#### [Input records]
◇ ◇ ◇ ◇

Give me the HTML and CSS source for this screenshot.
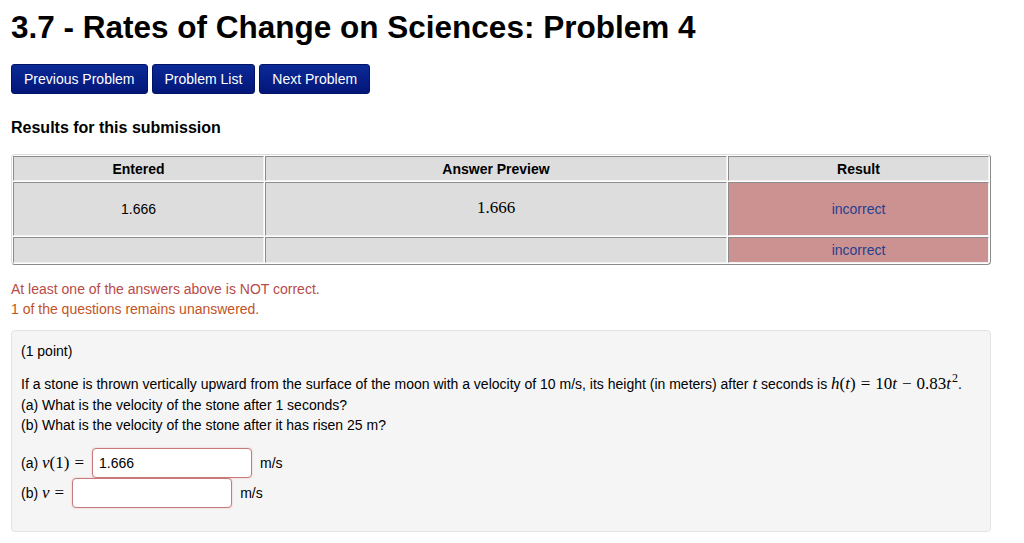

◇ ◇ ◇ ◇

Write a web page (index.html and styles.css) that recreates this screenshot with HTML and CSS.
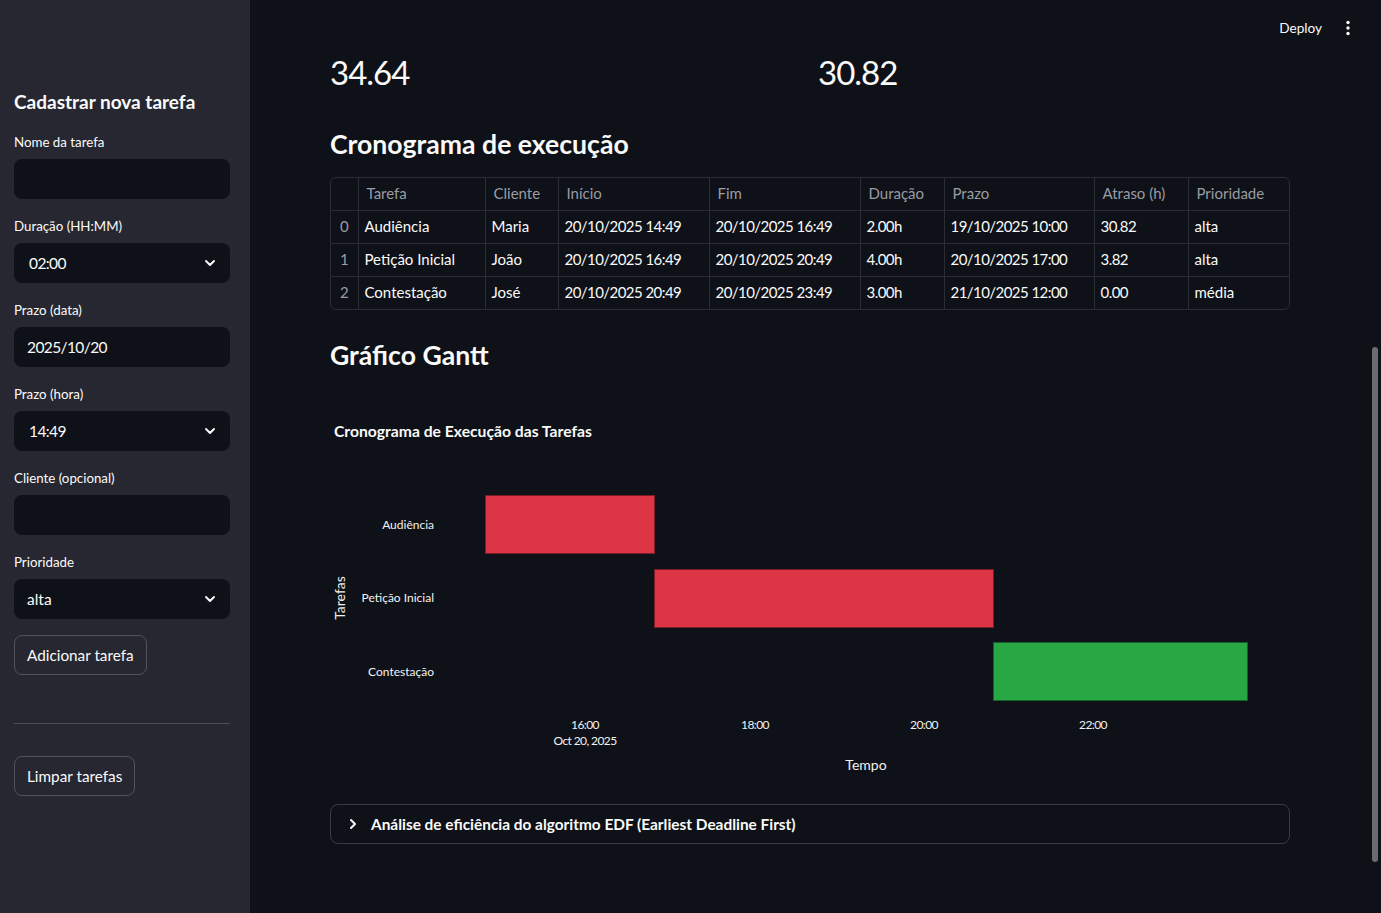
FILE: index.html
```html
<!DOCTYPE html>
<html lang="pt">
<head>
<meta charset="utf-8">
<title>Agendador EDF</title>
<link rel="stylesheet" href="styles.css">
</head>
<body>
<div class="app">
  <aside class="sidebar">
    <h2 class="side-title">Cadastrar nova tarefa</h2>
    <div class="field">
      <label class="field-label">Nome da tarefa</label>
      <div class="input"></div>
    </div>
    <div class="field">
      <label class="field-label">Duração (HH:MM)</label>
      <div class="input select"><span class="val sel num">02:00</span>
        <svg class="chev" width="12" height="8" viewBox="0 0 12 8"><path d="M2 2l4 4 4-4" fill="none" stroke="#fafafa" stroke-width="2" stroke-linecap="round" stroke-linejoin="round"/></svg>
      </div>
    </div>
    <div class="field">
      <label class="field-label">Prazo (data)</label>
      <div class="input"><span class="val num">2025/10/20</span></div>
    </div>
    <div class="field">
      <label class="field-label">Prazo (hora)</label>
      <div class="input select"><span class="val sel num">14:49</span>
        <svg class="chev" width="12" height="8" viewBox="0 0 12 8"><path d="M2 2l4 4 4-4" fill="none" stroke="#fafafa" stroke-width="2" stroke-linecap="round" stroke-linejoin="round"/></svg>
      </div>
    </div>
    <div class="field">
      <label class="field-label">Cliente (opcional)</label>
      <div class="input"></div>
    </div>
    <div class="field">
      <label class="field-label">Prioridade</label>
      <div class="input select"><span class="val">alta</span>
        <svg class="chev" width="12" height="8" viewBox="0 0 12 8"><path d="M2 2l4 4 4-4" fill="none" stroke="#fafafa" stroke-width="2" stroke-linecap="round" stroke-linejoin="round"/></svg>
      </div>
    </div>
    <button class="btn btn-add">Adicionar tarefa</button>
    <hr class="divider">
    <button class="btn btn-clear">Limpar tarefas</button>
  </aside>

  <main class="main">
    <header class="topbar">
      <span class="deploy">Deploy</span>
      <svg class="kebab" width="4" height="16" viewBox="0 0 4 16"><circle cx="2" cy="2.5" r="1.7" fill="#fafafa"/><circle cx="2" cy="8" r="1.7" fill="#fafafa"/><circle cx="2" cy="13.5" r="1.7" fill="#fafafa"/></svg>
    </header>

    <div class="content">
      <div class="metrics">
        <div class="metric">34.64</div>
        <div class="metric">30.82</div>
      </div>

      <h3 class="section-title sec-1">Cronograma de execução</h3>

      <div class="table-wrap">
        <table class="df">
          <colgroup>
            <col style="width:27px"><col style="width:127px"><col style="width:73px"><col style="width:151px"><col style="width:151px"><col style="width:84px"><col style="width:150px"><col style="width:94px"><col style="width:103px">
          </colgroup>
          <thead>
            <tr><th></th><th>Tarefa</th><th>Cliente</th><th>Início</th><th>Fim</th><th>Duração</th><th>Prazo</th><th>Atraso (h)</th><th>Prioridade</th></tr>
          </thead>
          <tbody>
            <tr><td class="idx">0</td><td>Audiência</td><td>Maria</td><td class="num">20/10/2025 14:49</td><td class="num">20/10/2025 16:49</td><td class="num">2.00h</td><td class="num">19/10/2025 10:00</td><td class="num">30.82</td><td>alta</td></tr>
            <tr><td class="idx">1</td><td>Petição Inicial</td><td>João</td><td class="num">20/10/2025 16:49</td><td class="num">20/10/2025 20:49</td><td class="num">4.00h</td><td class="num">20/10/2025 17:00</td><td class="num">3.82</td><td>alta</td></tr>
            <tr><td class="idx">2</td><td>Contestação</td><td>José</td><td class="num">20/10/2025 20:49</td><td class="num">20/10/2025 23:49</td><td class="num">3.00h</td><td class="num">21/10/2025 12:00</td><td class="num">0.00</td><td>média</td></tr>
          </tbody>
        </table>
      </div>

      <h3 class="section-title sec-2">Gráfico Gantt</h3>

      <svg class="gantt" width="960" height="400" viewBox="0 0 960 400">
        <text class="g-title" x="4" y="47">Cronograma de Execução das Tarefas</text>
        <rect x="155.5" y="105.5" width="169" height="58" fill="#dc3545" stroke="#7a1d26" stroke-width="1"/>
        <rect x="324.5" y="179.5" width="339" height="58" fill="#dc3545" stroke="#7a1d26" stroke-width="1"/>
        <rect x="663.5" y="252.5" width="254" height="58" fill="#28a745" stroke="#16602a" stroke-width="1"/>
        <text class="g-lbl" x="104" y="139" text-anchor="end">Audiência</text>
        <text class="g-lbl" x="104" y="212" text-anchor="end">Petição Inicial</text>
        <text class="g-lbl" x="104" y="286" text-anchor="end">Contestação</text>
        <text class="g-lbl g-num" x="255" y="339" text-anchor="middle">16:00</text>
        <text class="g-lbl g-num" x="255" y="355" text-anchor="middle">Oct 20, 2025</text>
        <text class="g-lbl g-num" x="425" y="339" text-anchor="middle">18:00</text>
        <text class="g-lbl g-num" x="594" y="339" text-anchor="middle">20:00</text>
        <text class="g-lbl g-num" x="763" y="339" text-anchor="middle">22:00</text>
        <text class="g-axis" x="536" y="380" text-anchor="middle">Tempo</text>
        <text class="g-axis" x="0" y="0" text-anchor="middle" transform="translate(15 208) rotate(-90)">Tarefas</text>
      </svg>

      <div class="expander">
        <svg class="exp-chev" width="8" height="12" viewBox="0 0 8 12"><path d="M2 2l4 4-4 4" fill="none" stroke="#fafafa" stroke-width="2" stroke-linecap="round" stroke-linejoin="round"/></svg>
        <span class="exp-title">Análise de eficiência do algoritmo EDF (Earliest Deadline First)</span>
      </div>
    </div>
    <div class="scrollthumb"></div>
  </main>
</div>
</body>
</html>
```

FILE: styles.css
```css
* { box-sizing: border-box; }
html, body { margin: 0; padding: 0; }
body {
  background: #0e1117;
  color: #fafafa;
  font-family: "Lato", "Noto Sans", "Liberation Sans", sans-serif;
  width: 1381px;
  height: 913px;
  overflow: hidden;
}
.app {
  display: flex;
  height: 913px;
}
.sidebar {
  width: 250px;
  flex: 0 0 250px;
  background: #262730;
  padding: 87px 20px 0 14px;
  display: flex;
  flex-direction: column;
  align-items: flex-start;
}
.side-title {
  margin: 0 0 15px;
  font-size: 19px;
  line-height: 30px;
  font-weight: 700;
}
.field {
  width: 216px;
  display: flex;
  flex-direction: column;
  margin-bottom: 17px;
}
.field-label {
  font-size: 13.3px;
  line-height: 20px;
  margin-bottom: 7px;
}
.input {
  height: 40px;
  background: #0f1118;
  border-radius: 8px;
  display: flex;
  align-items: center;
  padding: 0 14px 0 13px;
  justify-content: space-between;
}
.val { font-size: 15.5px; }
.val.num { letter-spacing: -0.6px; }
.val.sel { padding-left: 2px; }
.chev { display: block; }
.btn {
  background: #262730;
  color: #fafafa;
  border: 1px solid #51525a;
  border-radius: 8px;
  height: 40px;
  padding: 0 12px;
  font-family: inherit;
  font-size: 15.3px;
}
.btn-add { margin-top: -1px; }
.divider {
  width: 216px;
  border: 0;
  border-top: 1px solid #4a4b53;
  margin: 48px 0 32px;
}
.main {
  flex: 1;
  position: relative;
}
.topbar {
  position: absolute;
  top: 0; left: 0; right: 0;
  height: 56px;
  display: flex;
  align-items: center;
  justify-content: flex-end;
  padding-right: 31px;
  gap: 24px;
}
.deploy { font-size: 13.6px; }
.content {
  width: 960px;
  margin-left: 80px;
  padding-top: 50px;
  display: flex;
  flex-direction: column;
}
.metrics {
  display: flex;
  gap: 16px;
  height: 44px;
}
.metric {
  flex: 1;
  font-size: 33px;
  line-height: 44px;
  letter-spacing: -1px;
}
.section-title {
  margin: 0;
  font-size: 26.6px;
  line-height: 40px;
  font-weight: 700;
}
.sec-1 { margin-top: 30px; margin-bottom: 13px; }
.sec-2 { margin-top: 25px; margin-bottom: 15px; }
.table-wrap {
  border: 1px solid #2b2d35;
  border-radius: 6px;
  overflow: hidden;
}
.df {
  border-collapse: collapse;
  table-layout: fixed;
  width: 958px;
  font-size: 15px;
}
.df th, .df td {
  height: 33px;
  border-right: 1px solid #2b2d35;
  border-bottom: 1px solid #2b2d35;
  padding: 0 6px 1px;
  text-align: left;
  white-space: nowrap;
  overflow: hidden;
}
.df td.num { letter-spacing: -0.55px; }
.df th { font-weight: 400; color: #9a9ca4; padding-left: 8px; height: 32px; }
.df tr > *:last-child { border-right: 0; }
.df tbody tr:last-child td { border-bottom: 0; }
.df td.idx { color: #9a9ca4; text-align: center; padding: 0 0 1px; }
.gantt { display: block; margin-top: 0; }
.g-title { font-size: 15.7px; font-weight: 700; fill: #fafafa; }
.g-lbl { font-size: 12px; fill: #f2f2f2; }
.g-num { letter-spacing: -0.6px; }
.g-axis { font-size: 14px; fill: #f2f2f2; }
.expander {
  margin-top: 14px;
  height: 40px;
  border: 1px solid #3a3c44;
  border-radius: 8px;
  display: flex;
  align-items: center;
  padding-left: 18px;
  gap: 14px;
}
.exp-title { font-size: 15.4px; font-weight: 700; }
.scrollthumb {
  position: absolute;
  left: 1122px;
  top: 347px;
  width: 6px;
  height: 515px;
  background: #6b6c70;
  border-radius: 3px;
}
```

◇ ◇ ◇ ◇

#### [Goal]
Pull out all lines containing the word "this" from the entries above.

#### [Answer in full]
Give me the HTML and CSS source for this screenshot.
Write a web page (index.html and styles.css) that recreates this screenshot with HTML and CSS.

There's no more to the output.